» WHAT THIS TASK INVOLVES
The material below should be written out in full and exactly; pictures stay out of the copy.

» DATA SEGMENT

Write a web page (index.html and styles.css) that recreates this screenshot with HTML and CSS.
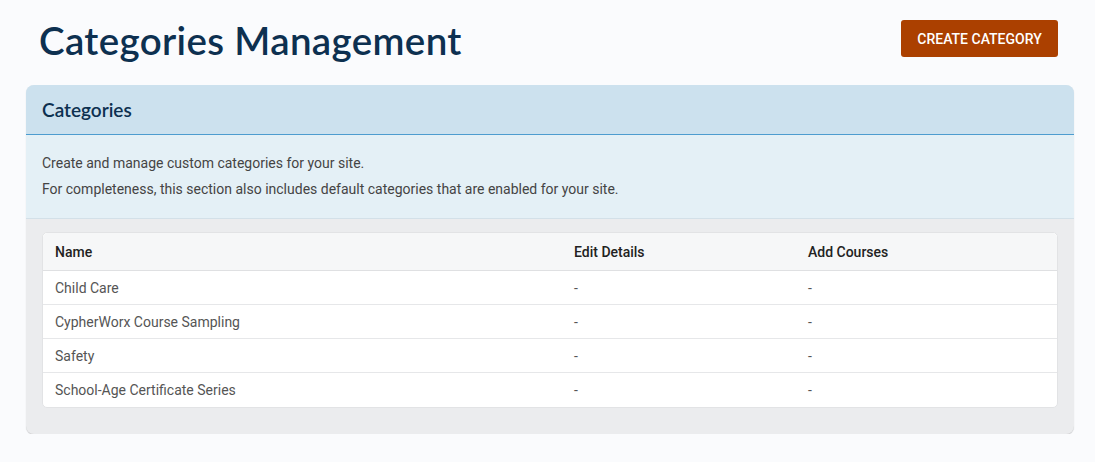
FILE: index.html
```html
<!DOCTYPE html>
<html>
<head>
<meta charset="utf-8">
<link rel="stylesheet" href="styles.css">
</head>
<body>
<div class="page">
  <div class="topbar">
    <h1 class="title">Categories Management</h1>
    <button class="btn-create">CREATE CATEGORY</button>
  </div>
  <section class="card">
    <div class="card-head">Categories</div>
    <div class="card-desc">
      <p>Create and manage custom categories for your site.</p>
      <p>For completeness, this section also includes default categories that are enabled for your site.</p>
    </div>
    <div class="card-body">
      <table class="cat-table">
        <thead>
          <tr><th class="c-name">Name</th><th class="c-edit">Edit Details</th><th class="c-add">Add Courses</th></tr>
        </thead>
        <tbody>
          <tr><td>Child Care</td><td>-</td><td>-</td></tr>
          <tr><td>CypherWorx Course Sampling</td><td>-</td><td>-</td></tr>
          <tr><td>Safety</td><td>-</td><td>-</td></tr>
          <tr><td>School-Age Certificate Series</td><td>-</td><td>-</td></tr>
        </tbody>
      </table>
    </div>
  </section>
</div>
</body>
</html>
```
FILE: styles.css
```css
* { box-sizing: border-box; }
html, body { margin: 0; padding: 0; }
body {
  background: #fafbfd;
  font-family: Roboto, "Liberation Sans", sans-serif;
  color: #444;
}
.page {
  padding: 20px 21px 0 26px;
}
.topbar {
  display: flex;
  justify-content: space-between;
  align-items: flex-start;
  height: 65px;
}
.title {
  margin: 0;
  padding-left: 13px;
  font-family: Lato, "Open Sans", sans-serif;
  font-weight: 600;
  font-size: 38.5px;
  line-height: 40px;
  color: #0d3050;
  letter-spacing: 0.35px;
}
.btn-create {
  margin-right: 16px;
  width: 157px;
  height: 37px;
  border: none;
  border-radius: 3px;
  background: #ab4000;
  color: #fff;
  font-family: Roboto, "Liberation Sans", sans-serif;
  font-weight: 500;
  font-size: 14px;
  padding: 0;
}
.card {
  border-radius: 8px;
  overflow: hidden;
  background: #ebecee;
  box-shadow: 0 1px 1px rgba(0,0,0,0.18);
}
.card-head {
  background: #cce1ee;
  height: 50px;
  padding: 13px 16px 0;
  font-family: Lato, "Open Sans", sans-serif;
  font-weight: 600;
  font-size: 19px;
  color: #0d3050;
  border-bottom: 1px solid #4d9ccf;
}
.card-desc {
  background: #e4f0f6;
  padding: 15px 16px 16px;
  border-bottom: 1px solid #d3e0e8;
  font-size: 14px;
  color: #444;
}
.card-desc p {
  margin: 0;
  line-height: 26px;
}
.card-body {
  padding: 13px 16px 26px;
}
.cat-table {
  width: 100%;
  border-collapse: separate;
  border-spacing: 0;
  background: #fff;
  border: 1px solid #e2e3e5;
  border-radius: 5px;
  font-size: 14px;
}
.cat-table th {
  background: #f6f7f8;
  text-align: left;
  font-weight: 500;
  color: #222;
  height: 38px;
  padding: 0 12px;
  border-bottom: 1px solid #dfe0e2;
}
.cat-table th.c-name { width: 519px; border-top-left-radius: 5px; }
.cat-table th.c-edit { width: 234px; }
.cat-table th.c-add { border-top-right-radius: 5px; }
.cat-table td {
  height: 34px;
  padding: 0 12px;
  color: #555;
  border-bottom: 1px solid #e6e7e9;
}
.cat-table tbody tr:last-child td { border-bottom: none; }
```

» FULL RESPONSE
Write a web page (index.html and styles.css) that recreates this screenshot with HTML and CSS.
FILE: index.html
```html
<!DOCTYPE html>
<html>
<head>
<meta charset="utf-8">
<link rel="stylesheet" href="styles.css">
</head>
<body>
<div class="page">
  <div class="topbar">
    <h1 class="title">Categories Management</h1>
    <button class="btn-create">CREATE CATEGORY</button>
  </div>
  <section class="card">
    <div class="card-head">Categories</div>
    <div class="card-desc">
      <p>Create and manage custom categories for your site.</p>
      <p>For completeness, this section also includes default categories that are enabled for your site.</p>
    </div>
    <div class="card-body">
      <table class="cat-table">
        <thead>
          <tr><th class="c-name">Name</th><th class="c-edit">Edit Details</th><th class="c-add">Add Courses</th></tr>
        </thead>
        <tbody>
          <tr><td>Child Care</td><td>-</td><td>-</td></tr>
          <tr><td>CypherWorx Course Sampling</td><td>-</td><td>-</td></tr>
          <tr><td>Safety</td><td>-</td><td>-</td></tr>
          <tr><td>School-Age Certificate Series</td><td>-</td><td>-</td></tr>
        </tbody>
      </table>
    </div>
  </section>
</div>
</body>
</html>
```
FILE: styles.css
```css
* { box-sizing: border-box; }
html, body { margin: 0; padding: 0; }
body {
  background: #fafbfd;
  font-family: Roboto, "Liberation Sans", sans-serif;
  color: #444;
}
.page {
  padding: 20px 21px 0 26px;
}
.topbar {
  display: flex;
  justify-content: space-between;
  align-items: flex-start;
  height: 65px;
}
.title {
  margin: 0;
  padding-left: 13px;
  font-family: Lato, "Open Sans", sans-serif;
  font-weight: 600;
  font-size: 38.5px;
  line-height: 40px;
  color: #0d3050;
  letter-spacing: 0.35px;
}
.btn-create {
  margin-right: 16px;
  width: 157px;
  height: 37px;
  border: none;
  border-radius: 3px;
  background: #ab4000;
  color: #fff;
  font-family: Roboto, "Liberation Sans", sans-serif;
  font-weight: 500;
  font-size: 14px;
  padding: 0;
}
.card {
  border-radius: 8px;
  overflow: hidden;
  background: #ebecee;
  box-shadow: 0 1px 1px rgba(0,0,0,0.18);
}
.card-head {
  background: #cce1ee;
  height: 50px;
  padding: 13px 16px 0;
  font-family: Lato, "Open Sans", sans-serif;
  font-weight: 600;
  font-size: 19px;
  color: #0d3050;
  border-bottom: 1px solid #4d9ccf;
}
.card-desc {
  background: #e4f0f6;
  padding: 15px 16px 16px;
  border-bottom: 1px solid #d3e0e8;
  font-size: 14px;
  color: #444;
}
.card-desc p {
  margin: 0;
  line-height: 26px;
}
.card-body {
  padding: 13px 16px 26px;
}
.cat-table {
  width: 100%;
  border-collapse: separate;
  border-spacing: 0;
  background: #fff;
  border: 1px solid #e2e3e5;
  border-radius: 5px;
  font-size: 14px;
}
.cat-table th {
  background: #f6f7f8;
  text-align: left;
  font-weight: 500;
  color: #222;
  height: 38px;
  padding: 0 12px;
  border-bottom: 1px solid #dfe0e2;
}
.cat-table th.c-name { width: 519px; border-top-left-radius: 5px; }
.cat-table th.c-edit { width: 234px; }
.cat-table th.c-add { border-top-right-radius: 5px; }
.cat-table td {
  height: 34px;
  padding: 0 12px;
  color: #555;
  border-bottom: 1px solid #e6e7e9;
}
.cat-table tbody tr:last-child td { border-bottom: none; }
```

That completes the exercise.